Durante un incontro tra Lazio e Foggia (4-1) venne quasi alle mani con l'allenatore del club foggiano Oronzo Pugliese, ovviamente entrambi poi vennero espulsi. L'accaduto ebbe una incredibile risonanza mediatica. Intanto la Lazio calcistica ottenne tanti risultati positivi, e al termine della stagione venne promossa in Serie A giungendo seconda dietro al Messina e a pari punti col Bari.
La Lazio di quel periodo era piena di debiti, e nel febbraio del 1963 dopo le dimissioni di dirigenti Siliato, Giovannini e Miceli nel corso del consiglio generale, Brivio fece intendere di avere intenzione di onorare gli impegni presi, dichiarando "Farò fronte ai miei impegni: o pago o parto". Non pagò, e partì: il 21 febbraio fece perdere le sue tracce. Per un po' non si seppe più nulla di lui, poi venne arrestato nel giugno 1963 in Libano ma evitò l'estradizione in Italia, dove fu processato per bancarotta fraudelenta e condannato in contumacia (cioè condannato pur non presentandosi davanti al giudice). Sarà poi prosciolto in appello nel 1968.

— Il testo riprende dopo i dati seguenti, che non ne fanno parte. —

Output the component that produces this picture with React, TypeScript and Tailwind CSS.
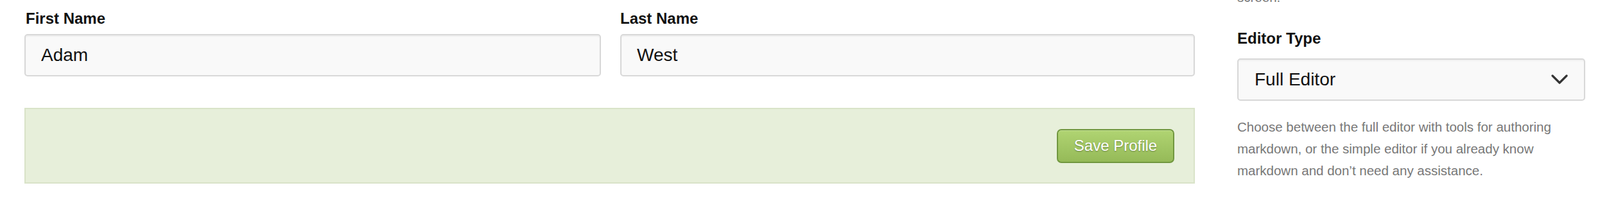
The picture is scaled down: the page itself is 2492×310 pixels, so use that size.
export default function App() {
  return (
    <div className="flex w-[2492px] h-[310px] overflow-hidden bg-white pl-[38px] font-['Liberation_Sans',Arial,sans-serif] text-[#111]">
      {/* Profile form */}
      <div className="w-[1823px] shrink-0 pt-[15px]">
        <div className="grid grid-cols-[898px_895px] gap-x-[30px]">
          <div>
            <label className="block pl-[2px] text-[24px] leading-[28px] font-bold">
              First Name
            </label>
            <input
              defaultValue="Adam"
              className="mt-[10px] block w-full h-[66px] px-[24px] rounded-[5px] border-2 border-[#d8d8d8] bg-[#f9f9f9] shadow-[inset_0_2px_2px_rgba(0,0,0,0.05)] text-[28px] text-[#111] outline-none font-['Liberation_Sans',Arial,sans-serif]"
            />
          </div>
          <div>
            <label className="block text-[24px] leading-[28px] font-bold">
              Last Name
            </label>
            <input
              defaultValue="West"
              className="mt-[10px] block w-full h-[66px] px-[24px] rounded-[5px] border-2 border-[#d8d8d8] bg-[#f9f9f9] shadow-[inset_0_2px_2px_rgba(0,0,0,0.05)] text-[28px] text-[#111] outline-none font-['Liberation_Sans',Arial,sans-serif]"
            />
          </div>
        </div>

        <div className="mt-[49px] h-[118px] flex items-center justify-end pr-[30px] border-2 border-[#d9e3c8] bg-[#e7efda]">
          <button className="h-[53px] w-[183px] rounded-[7px] border-2 border-[#71973f] bg-gradient-to-b from-[#b0d472] to-[#95ba58] text-white text-[24px] [text-shadow:0_1px_2px_rgba(0,0,0,0.35)] shadow-[inset_0_1px_0_rgba(255,255,255,0.25)]">
            Save Profile
          </button>
        </div>
      </div>

      {/* Sidebar */}
      <div className="ml-[66px] w-[542px] shrink-0">
        <p className="mt-[-21px] text-[20.5px] leading-[34px] text-[#777]">
          screen.
        </p>
        <label className="mt-[33px] block text-[24px] leading-[28px] font-bold">
          Editor Type
        </label>
        <div className="mt-[17px] h-[66px] flex items-center justify-between pl-[25px] pr-[25px] rounded-[5px] border-2 border-[#d8d8d8] bg-[#f9f9f9] shadow-[inset_0_2px_2px_rgba(0,0,0,0.04)]">
          <span className="text-[28px] text-[#111]">Full Editor</span>
          <svg width="26" height="16" viewBox="0 0 26 16" fill="none">
            <polyline
              points="2,2 13,13 24,2"
              stroke="#333"
              strokeWidth="3.2"
              strokeLinecap="round"
              strokeLinejoin="round"
            />
          </svg>
        </div>
        <p className="mt-[24px] text-[20.5px] leading-[34px] text-[#777]">
          Choose between the full editor with tools for authoring markdown, or
          the simple editor if you already know markdown and don’t need any
          assistance.
        </p>
      </div>
    </div>
  );
}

Che ne fu poi della Lazio? La squadra biancoceleste una volta giunta in A permanette in tale serie sino al 1967, anno in cui tra l'altro divenne società per azioni. Riottenne la promozione in A nel 1969. Subito dopo l'abbandono di Brivio la presidenza della società fu affidata ad Angelo Miceli (1963/64), poi Giorgio Vaccaro (1964/65), poi Gian Chiaron Casoni (1965) prima di passare ad Umberto Lenzini -presidente degli anni del primo scudetto vinto dalla Lazio- che ricoprì tale carica dal 1965 al 1980.